Regenbögen

Wer schon einmal auf Reisen in Irland war, wird vielleicht so wie wir festgestellt haben, dass man auf der grünen Insel sehr viele Regenbögen sehen kann. Schließlich regnet es ja auch fast jeden Tag und seien es nur ein paar Tropfen. Als wir die Einheimischen auf die leuchtenden Bögen am Himmel hingewiesen haben, wurde oft nur mit den Schultern gezuckt, so als wollten sie sagen: „Ach, so ein Ding! Ich schaue schon gar nicht mehr hin. Sowas gibt es hier ständig.“ Für mich, die ich jeden einzelnen Regenbogen faszinierend fand, war diese Reaktion unverständlich.

Meine Faszination begründet sich dabei nicht auf mangelndes Wissen um die Entstehung eines Regenbogens. Dank des Physikunterrichts und eines Papas, der seinen neugierigen Kindern mit Begeisterung die Welt erklärt hat, weiß ich von Prismen, Lichtbrechung und Wellenlängen. (Ein Detail, das ich erst spät lernte, ist der Fakt, das Regenbögen eigentlich vollständige Kreise sind, wir aber nur einen Teil davon sehen können.) Was mich begeistert ist vielmehr die bezaubernde Schönheit dieser Himmelserscheinung, die gerade aufgrund ihrer Einfachheit ihre Wirkung entfaltet. Die ganze Breite des Lichtspektrums gepackt in einen schmalen, gebogenen Streifen, der von innen heraus zu leuchten scheint.
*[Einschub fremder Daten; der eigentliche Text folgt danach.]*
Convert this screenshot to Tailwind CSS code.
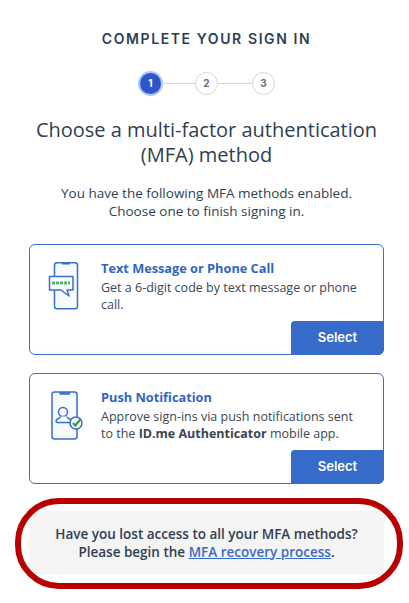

Bild von einem Regenbogen und Häusern vor einer Küste

Wie kann man diesen bunten Lichtbogen nicht toll finden? Sollte das Aufglühen von Rot, Orange, Gelb, Grün, Blau und Violett nicht jeden zum Lächeln bringen? Es mag sein, dass so ein waschechter Ire schon sehr viele Regenbögen gesehen hat, das heißt nicht dass sie an Leuchtkraft oder Farbintensität verlieren. Ich hoffe, dass ich nie so alt oder abgebrüht werde, dass mich das Auftreten eines Regenbogens nicht mehr berührt. Selbst dann nicht, wenn ich doch noch nach Irland ziehe und jeden Tag mindestens ein Mal ein solches Lichtspiel beobachten kann.

Gestern Abend habe ich übrigens ein sehr prächtiges Exemplar über meiner Heimatstadt erblicken können. Ich befand mich auf dem Heimweg, das Moped brummelte unter mir, die Straße bog nach Osten ab. In halber Höhe über dem Dresdener Tal glühte ein Streifen Licht in den wohlbekannt „sortierten“ Farben des Regenbogens. An einer günstigen Stelle hielt ich an, um den Anblick in vollen Zügen zu genießen. Einige Autofahrer passierten mich und sahen mich prüfend an, doch niemand schien den Grund für mein Halten zu bemerken. Nun könnte der geneigte Leser sehr wohl einwerfen, dass diese Verkehrsteilnehmer ihre Augen besser auf der Straße lassen sollten. Aber was war dann mit diesem jungen Kerl da drüben an der Bushaltestelle? Der hätte ja nun wirklich Zeit gehabt, sich den Himmel anzusehen, während er wartete. Stattdessen scrollte er auf seinem Handy durch irgendwelche Dinge und verpasste alles. Das Strahlen, die Farben, das Staunen, die Begeisterung. Das Gefühl, für einen kleinen Moment in Irland zu sein.